Knowing the parents is important because they can be the reason for the teen’s real despair if they are in a chaotic or dysfunctional family. In that moment, it is also important to offer to go with them to see the youth pastor, pastor or even to the doctor if that will make a difference.

So, if you are struggling with suicidal thoughts, get help.

From experience both in my family and as a professional, I will tell you suicide is absolutely the meanest thing you can ever do to your family. You will leave them feeling helpless and confused, with questions that will never be answered because the one who has the answers is dead. The survivors carry the guilt.

For those of us who are concerned about family members, friends or co-workers, take the time to connect with them in a private moment. If they open up to you, all but a suicidal outcry should be considered confidential. In other words, it should not become fodder for family or office gossip.

During these conversations, reflect your concern about how they are “doing.” You can be specific about the things you notice: low energy; loss of enthusiasm; letting things go; letting themselves go.

Truly listen with empathy. If they share that they are depressed, down or any other words for feeling hopeless, it doesn’t hurt to ask what they are thinking about doing about their situation/mood?

If the question seems appropriate, you can ask, “Are you thinking about suicide?”

While this is a huge question, if they are, you are not going to give them ideas. Rather, you are simply bringing it into the light. If they are not, they often will tell you. Something about feeling hopeless can allow a person to be honest when they might not be in other moments.

Sadly, lots of people “think” about suicide, but moving from thinking about it to developing a plan of how they would do it is a step that necessitates intervention.

What you do next is important. You can insist they talk to someone and, if it is in the workplace, you may find his or her boss, or the human resources person on site. At that point, it is the employees’ responsibility to speak, not yours.

If it is a teen, insist that they speak to a trained professional and tell that person what they are thinking. At this point, being accused of “not being their friend if you tell” should be the least of your concerns. Once again, once you’ve notified the appropriate person, the teenager needs to say what they are thinking. It is not your story to tell.
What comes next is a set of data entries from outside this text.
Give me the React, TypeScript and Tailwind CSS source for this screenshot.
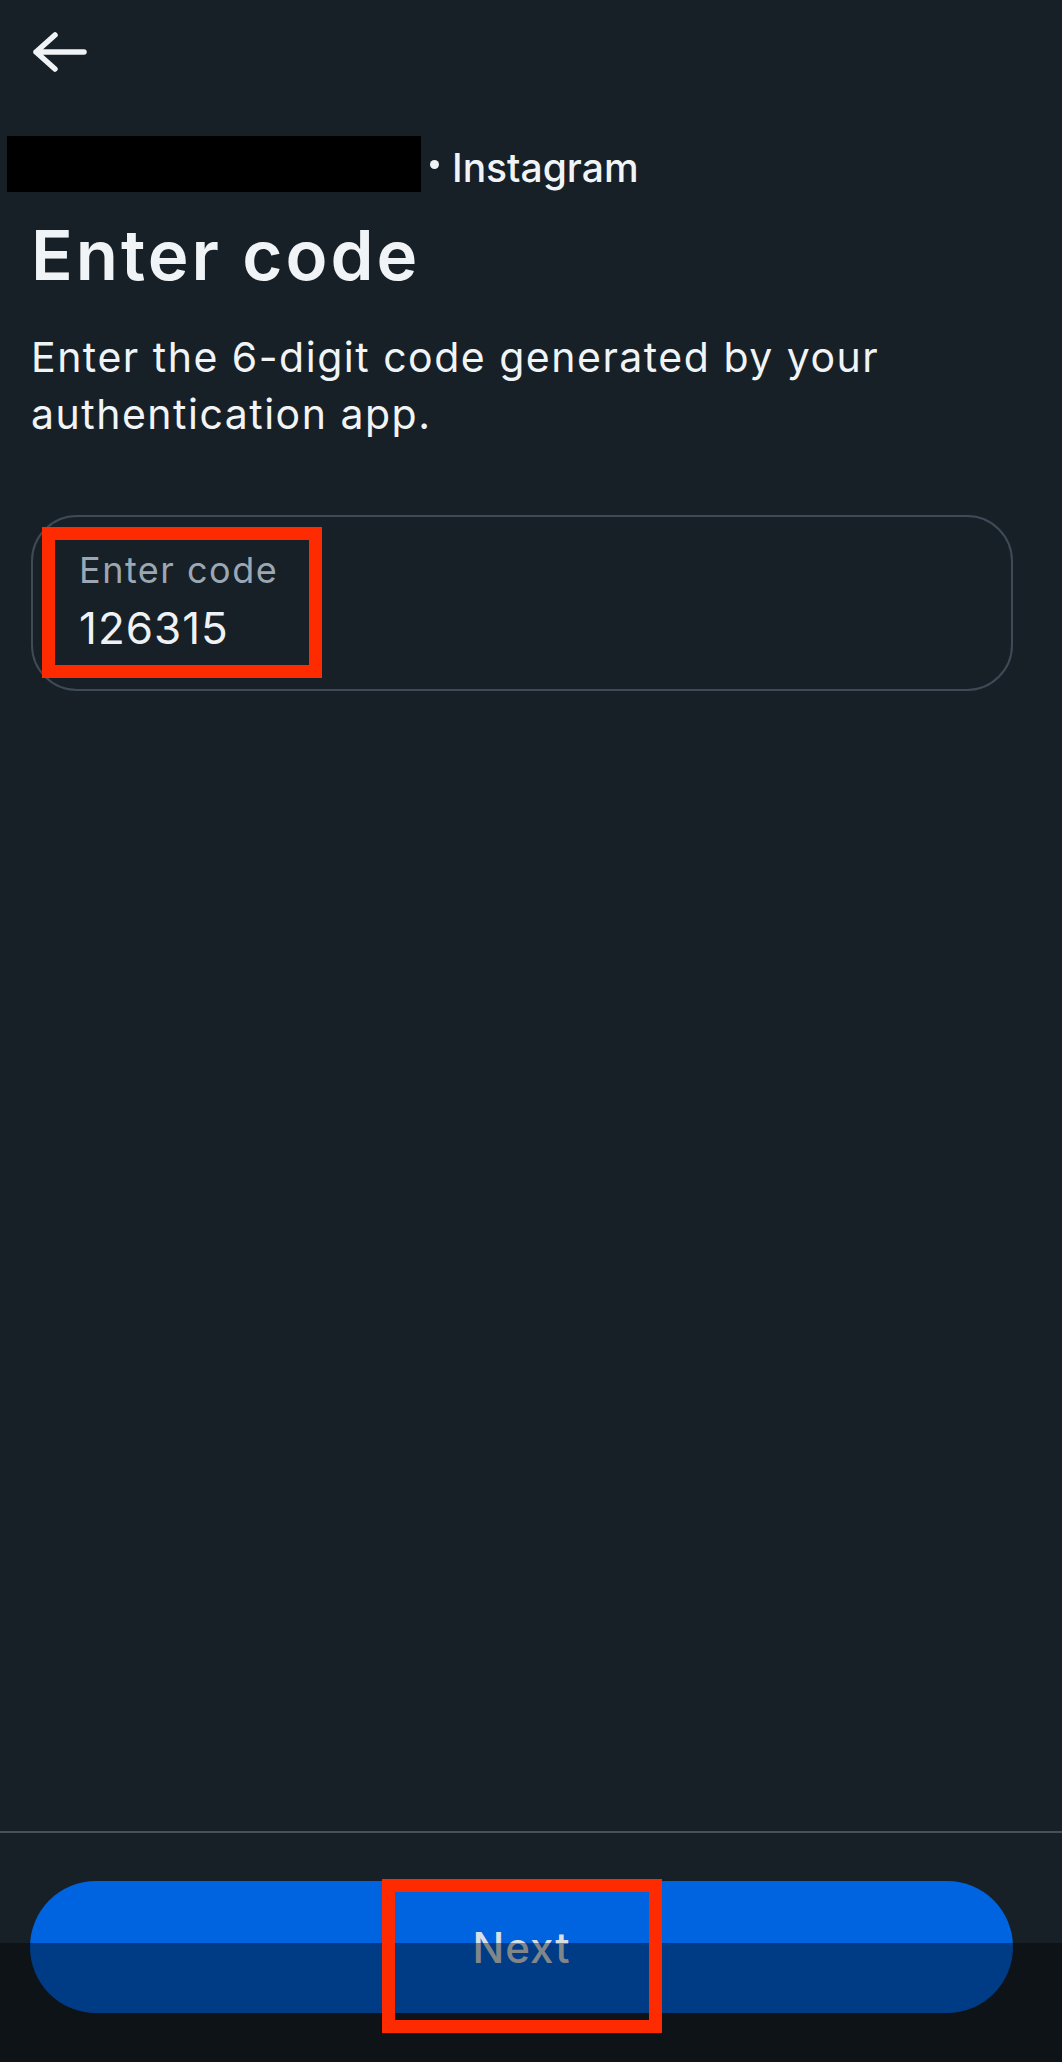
import React from "react";

function BackArrow() {
  return (
    <svg width="60" height="50" viewBox="0 0 60 50" fill="none" className="block">
      <path
        d="M6 25H54M25 8L6 25L25 42"
        stroke="#f0f3f6"
        strokeWidth="5.5"
        strokeLinecap="round"
        strokeLinejoin="round"
      />
    </svg>
  );
}

export default function App() {
  return (
    <div
      className="relative flex h-[2062px] w-[1062px] flex-col overflow-hidden bg-[#172027] text-[#f1f4f7]"
      style={{ fontFamily: "Inter, 'Noto Sans', sans-serif" }}
    >
      <main className="flex-1">
        <header className="pl-[30px] pt-[27px]">
          <button type="button" aria-label="Back" className="block">
            <BackArrow />
          </button>
        </header>

        <div className="mt-[59px] flex h-[56px] items-start">
          <div className="ml-[7px] h-[56px] w-[414px] bg-black" />
          <span className="ml-[9px] mt-[24px] h-[9px] w-[9px] rounded-full bg-[#eef2f5]" />
          <span className="ml-[13px] pt-[4px] text-[39px] font-medium leading-[56px]">Instagram</span>
        </div>

        <div className="pl-[31px] pr-[49px]">
          <h1 className="mt-[21px] text-[69px] font-semibold leading-[84px] tracking-[3px]">Enter code</h1>

          <p className="mt-[32px] max-w-[960px] text-[41px] leading-[57px] tracking-[1.5px]">
            Enter the 6-digit code generated by your authentication app.
          </p>

          <div className="mt-[72px] flex h-[176px] flex-col rounded-[46px] border-2 border-[#3e4a55] pl-[46px] pt-[33px]">
            <label className="text-[36px] leading-[40px] tracking-[1.5px] text-[#9ba8b4]">Enter code</label>
            <div className="mt-[13px] text-[44px] leading-[50px] tracking-[1px] text-[#eef2f5]">126315</div>
          </div>
        </div>
      </main>

      <footer className="border-t-2 border-[#46515b] pb-[49px] pl-[30px] pr-[49px] pt-[48px]">
        <button
          type="button"
          className="flex h-[132px] w-full items-center justify-center rounded-full bg-[#0064e0] text-[42px] font-medium tracking-[1px] text-[#d8dfe5]"
        >
          Next
        </button>
      </footer>

      {/* system nav bar scrim */}
      <div className="pointer-events-none absolute inset-x-0 bottom-0 h-[119px] bg-black/40" />

      {/* annotation boxes */}
      <div className="pointer-events-none absolute left-[42px] top-[527px] h-[151px] w-[280px] border-[13px] border-[#ff2b00]" />
      <div className="pointer-events-none absolute left-[382px] top-[1879px] h-[154px] w-[280px] border-[13px] border-[#ff2b00]" />
    </div>
  );
}
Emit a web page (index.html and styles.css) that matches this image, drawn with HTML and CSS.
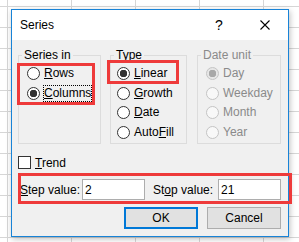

If it is a family member, call 911 or take them to the emergency room. This is the reason why on every therapist’s and most physician’s voicemail the directions are, “Call 911 or go to the nearest emergency room if this is an emergency.”

Hopelessness and despair are horrible places to be. And when people are caught in those emotions, the world looks very dark, very small and the pain is very real.

In those moments, however long they last, suicide seductively offers an out without any regard for any other living being. Knowing how you can respond and intervene constructively could literally save a life.